XML requests

n47

Prince
Joined
Aug 20, 2013
Messages
355
Location
Europe
As a trial run for eventual generating some data from XMLs for TD, I've parsed our files and this is what have came.

Code:
Caveman2Cosmos\Assets\Modules\Custom Leaderheads\Sa\Sa_CIV4LeaderHeadInfos.xml
Input is not proper UTF-8, indicate encoding !
Bytes: 0xE1 0x3C 0x2F 0x44, line 13, column 25

Caveman2Cosmos\Assets\Modules\Custom_Civilizations\Jivaro\Leaders\Head Hunter_CIV4ArtDefines_Leaderhead.xml
xmlns: 'x-schema:Head Hunter_CIV4ArtDefinesSchema.xml' is not a valid URI, line 6, column 22

Caveman2Cosmos\Assets\Modules\Custom_Civilizations\Jivaro\Leaders\Head Hunter_CIV4LeaderHeadInfos.xml
xmlns: 'x-schema:Head Hunter_CIV4CivilizationsSchema.xml' is not a valid URI, line 8, column 27

Caveman2Cosmos\Assets\Modules\Custom_Civilizations\Pirates\SO_CIV4LeaderHeadInfos.xml
Input is not proper UTF-8, indicate encoding !
Bytes: 0x96 0x20 0x4E 0x6F, line 10, column 39

Caveman2Cosmos\Assets\Modules\Custom_Civilizations\Slovakia\Slovakia_CIV4CivilizationInfos.xml
Input is not proper UTF-8, indicate encoding !
Bytes: 0xE9 0x3C 0x2F 0x43, line 52, column 17

Caveman2Cosmos\Assets\XML\Units\CIV4UnitInfos.xml
Input is not proper UTF-8, indicate encoding !
Bytes: 0x92 0x43 0x6F 0x6E, line 161306, column 29
There should be some severe penalties for not caring about proper XML writing. :nono: -- Like no cookies for a week or something.

Will someone take care about this?
 
There is absolutely nothing wrong that I can see in Caveman2Cosmos\Assets\XML\Units\CIV4UnitInfos.xml line 161306, column 29! Which is the third underscore in
Code:
			<Description>TXT_KEY_UNIT_JUDGE</Description>
or should I be looking at the text that replaces this and if so which language?
 
There is absolutely nothing wrong that I can see in Caveman2Cosmos\Assets\XML\Units\CIV4UnitInfos.xml line 161306, column 29! Which is the third underscore in
Code:
			<Description>TXT_KEY_UNIT_JUDGE</Description>
or should I be looking at the text that replaces this and if so which language?
Yeah, it is little shifted.
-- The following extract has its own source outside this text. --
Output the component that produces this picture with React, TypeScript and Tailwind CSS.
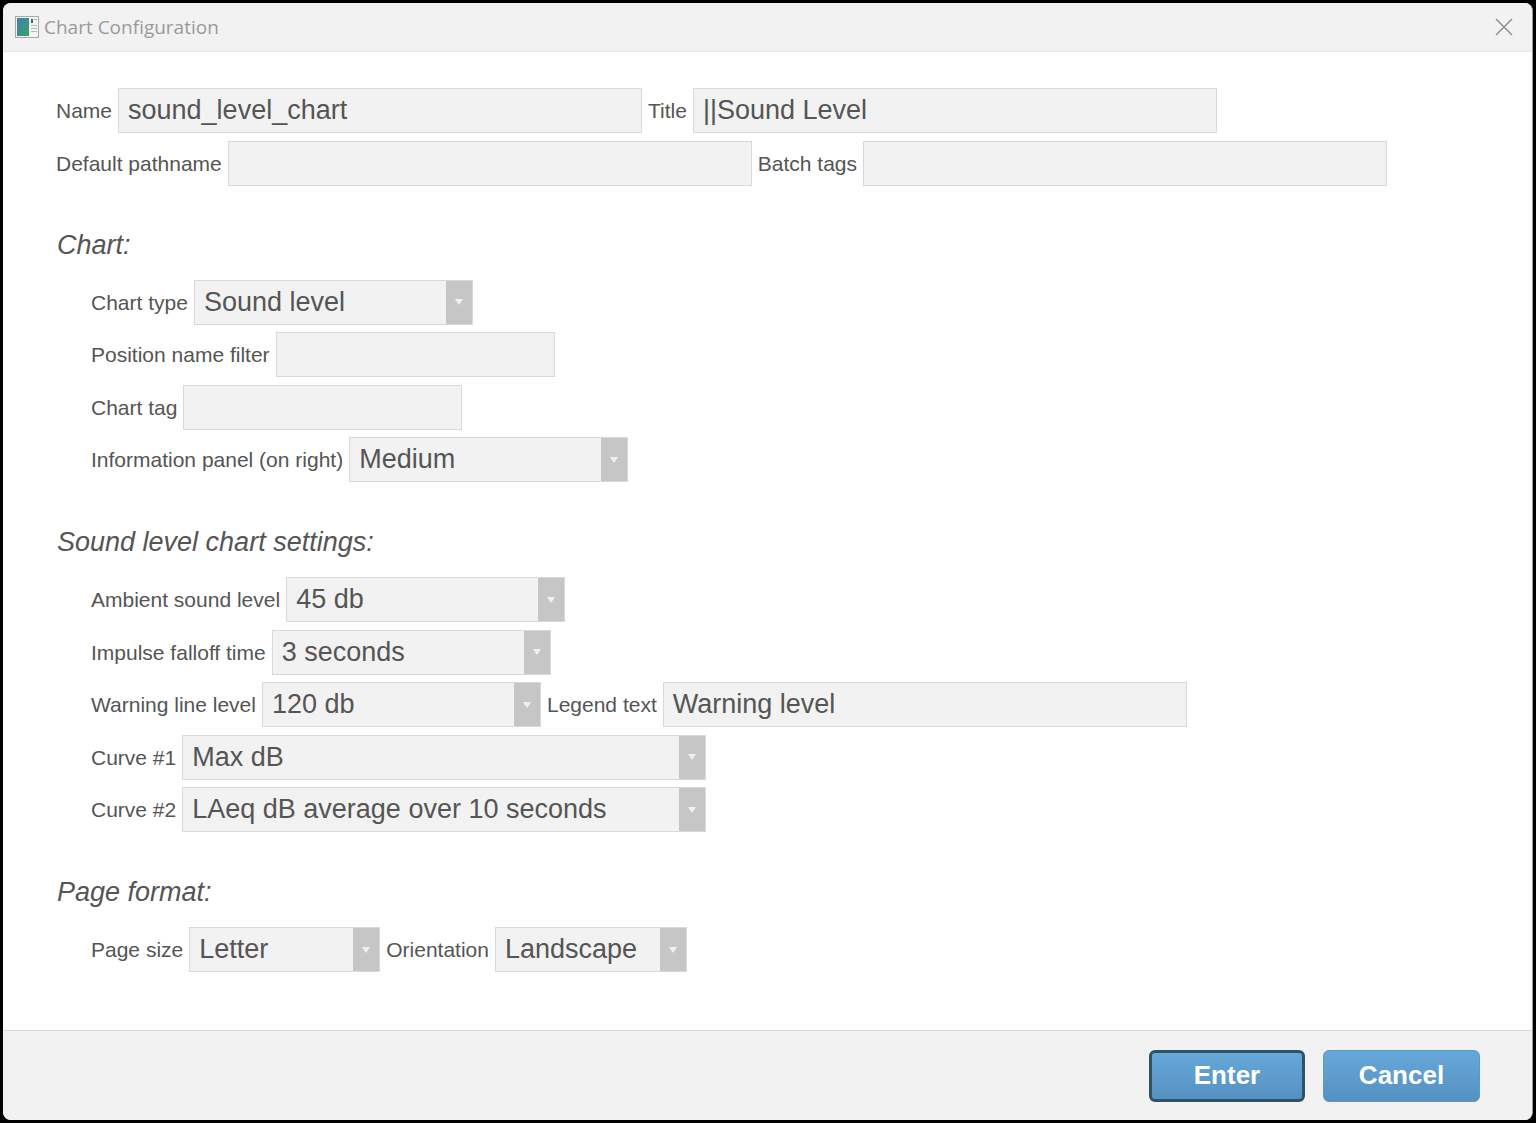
import React from 'react';

const font = "font-['Liberation_Sans',Arial,sans-serif]";

const TextBox: React.FC<{ width: string; value?: string }> = ({ width, value }) => (
  <div
    className={`${width} h-[45px] shrink-0 bg-[#f2f2f2] border border-[#d9d9d9] flex items-center pl-[9px] text-[27px] text-[#555] leading-none`}
  >
    {value}
  </div>
);

const Select: React.FC<{ width: string; value: string }> = ({ width, value }) => (
  <div className={`${width} h-[45px] shrink-0 bg-[#f2f2f2] border border-[#d9d9d9] flex`}>
    <div className="flex-1 flex items-center pl-[9px] text-[27px] text-[#555] leading-none">{value}</div>
    <div className="w-[26px] bg-[#c6c6c6] flex items-center justify-center">
      <svg width="10" height="8" viewBox="0 0 10 8">
        <path d="M1 1h8L5 7z" fill="#f0f0f0" />
      </svg>
    </div>
  </div>
);

const Label: React.FC<{ children: React.ReactNode }> = ({ children }) => (
  <span className="text-[21px] text-[#555] leading-none whitespace-nowrap">{children}</span>
);

const Row: React.FC<{ children: React.ReactNode }> = ({ children }) => (
  <div className="flex items-center gap-[6px]">{children}</div>
);

const Heading: React.FC<{ first?: boolean; children: React.ReactNode }> = ({ first, children }) => (
  <div
    className={`italic text-[27px] leading-[32px] text-[#555] mb-[19px] -ml-[34px] ${first ? 'mt-[43px]' : 'mt-[44px]'}`}
  >
    {children}
  </div>
);

const AppIcon = () => (
  <svg width="24" height="22" viewBox="0 0 24 22">
    <defs>
      <linearGradient id="ic" x1="0" y1="0" x2="1" y2="1">
        <stop offset="0" stopColor="#3f7fb8" />
        <stop offset="1" stopColor="#3aa35e" />
      </linearGradient>
    </defs>
    <rect x="0.5" y="0.5" width="23" height="21" fill="#f4f4f4" stroke="#a8a8a8" />
    <rect x="2" y="2" width="12" height="18" fill="url(#ic)" />
    <rect x="16" y="3" width="2" height="4" fill="#2e7a4a" />
    <rect x="19" y="3" width="3" height="1" fill="#b0b0b0" />
    <rect x="16" y="9" width="6" height="1" fill="#b8b8b8" />
    <rect x="16" y="12" width="6" height="1" fill="#b8b8b8" />
    <rect x="16" y="15" width="6" height="1" fill="#b8b8b8" />
  </svg>
);

export default function App() {
  return (
    <div className={`w-[1536px] h-[1123px] bg-black p-[3px] ${font}`}>
      <div className="h-full bg-white rounded-[8px] overflow-hidden flex flex-col border-r border-[#9a9a9a]">
        {/* title bar */}
        <div className="h-[49px] shrink-0 bg-[#f2f2f2] border-b border-[#e6e6e6] flex items-center pl-[12px] pr-[18px]">
          <AppIcon />
          <span className="ml-[5px] text-[19px] text-[#9a9a9a] font-['Open_Sans',sans-serif]">Chart Configuration</span>
          <div className="flex-1" />
          <svg width="20" height="20" viewBox="0 0 20 20">
            <path d="M2 2L18 18M18 2L2 18" stroke="#8a8a8a" strokeWidth="1.4" />
          </svg>
        </div>

        {/* body */}
        <div className="flex-1 pl-[53px] pt-[36px]">
          <div className="flex flex-col gap-[7.5px]">
            <Row>
              <Label>Name</Label>
              <TextBox width="w-[524px]" value="sound_level_chart" />
              <Label>Title</Label>
              <TextBox width="w-[524px]" value="||Sound Level" />
            </Row>
            <Row>
              <Label>Default pathname</Label>
              <TextBox width="w-[524px]" />
              <Label>Batch tags</Label>
              <TextBox width="w-[524px]" />
            </Row>
          </div>

          <div className="pl-[35px]">
            <Heading first>Chart:</Heading>
            <div className="flex flex-col gap-[7.5px]">
              <Row>
                <Label>Chart type</Label>
                <Select width="w-[279px]" value="Sound level" />
              </Row>
              <Row>
                <Label>Position name filter</Label>
                <TextBox width="w-[279px]" />
              </Row>
              <Row>
                <Label>Chart tag</Label>
                <TextBox width="w-[279px]" />
              </Row>
              <Row>
                <Label>Information panel (on right)</Label>
                <Select width="w-[279px]" value="Medium" />
              </Row>
            </div>

            <Heading>Sound level chart settings:</Heading>
            <div className="flex flex-col gap-[7.5px]">
              <Row>
                <Label>Ambient sound level</Label>
                <Select width="w-[279px]" value="45 db" />
              </Row>
              <Row>
                <Label>Impulse falloff time</Label>
                <Select width="w-[279px]" value="3 seconds" />
              </Row>
              <Row>
                <Label>Warning line level</Label>
                <Select width="w-[279px]" value="120 db" />
                <Label>Legend text</Label>
                <TextBox width="w-[524px]" value="Warning level" />
              </Row>
              <Row>
                <Label>Curve #1</Label>
                <Select width="w-[524px]" value="Max dB" />
              </Row>
              <Row>
                <Label>Curve #2</Label>
                <Select width="w-[524px]" value="LAeq dB average over 10 seconds" />
              </Row>
            </div>

            <Heading>Page format:</Heading>
            <Row>
              <Label>Page size</Label>
              <Select width="w-[191px]" value="Letter" />
              <Label>Orientation</Label>
              <Select width="w-[192px]" value="Landscape" />
            </Row>
          </div>
        </div>

        {/* footer */}
        <div className="h-[90px] shrink-0 bg-[#f2f2f2] border-t border-[#d9d9d9] flex items-center justify-end gap-[18px] pr-[52px]">
          <button className="w-[156px] h-[52px] rounded-[6px] border-[3px] border-[#2f5266] bg-gradient-to-b from-[#66a8da] to-[#5591c1] text-white font-bold text-[26px]">
            Enter
          </button>
          <button className="w-[157px] h-[52px] rounded-[6px] border border-[#5a9acb] bg-gradient-to-b from-[#66a8da] to-[#5591c1] text-white font-bold text-[26px]">
            Cancel
          </button>
        </div>
      </div>
    </div>
  );
}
It is probably about "O&#1219;onnor". ;)
Code:
		<UnitInfo>
			<Class>UNITCLASS_JUDGE</Class>
			<Type>UNIT_JUDGE</Type>
			<UniqueNames>
				<UniqueName>Judge Roy Bean</UniqueName>
				<UniqueName>Lord Denning</UniqueName>
				<UniqueName>Sandra Day O&#1219;onnor</UniqueName>
 
Yes in O'Conor quote is not proper utf 8 char.
 
Code:
Caveman2Cosmos\Assets\Modules\Custom_Civilizations\Pirates\SO_CIV4LeaderHeadInfos.xml
Input is not proper UTF-8, indicate encoding !
Bytes: 0x96 0x20 0x4A 0x75, line 656, column 53

Caveman2Cosmos\Assets\Modules\Custom_Civilizations\Pirates\SO_CIV4LeaderHeadInfos.xml
Input is not proper UTF-8, indicate encoding !
Bytes: 0xE7 0x20 0x28 0x46, line 657, column 104

Caveman2Cosmos\Assets\Modules\Custom_Civilizations\Pirates\SO_CIV4LeaderHeadInfos.xml
Input is not proper UTF-8, indicate encoding !
Bytes: 0xE7 0x20 0x77 0x61, line 657, column 129
:nope:
 
Can someone correct those head hunters?

Code:
xmlns="x-schema:Head Hunter_CIV4CivilizationsSchema.xml"
This is illegal. There cannot be spaces in paths. Can you just rename files like HeadHunter_CIV4CivilizationsSchema.xml?
 
This is very very important. All xml files encoding must be fixed before I and n47 (as a team :P) can do anything with it via scripting. (mass changes/ extracting etc)
 
NO
Open each file in NOtepad++ choose Encoding menu (fifth from left) and choose encode in utf-8

Than go to lines pointed by n47 and changr weird signs to proper from keyboard.
Save after fix. Thats all.
 
@SO, thanks you were trying to fix this encoding, but there was more of it. Btw, have you tried to use Notepad++ as Nimek said? It is a good tool for such things. It can even automatically convert characters. -- You can select a text with bad encoding, copy it (Ctr+C), change encoding, past it (Ctrl+V) and the text is automatically converted to the target encoding.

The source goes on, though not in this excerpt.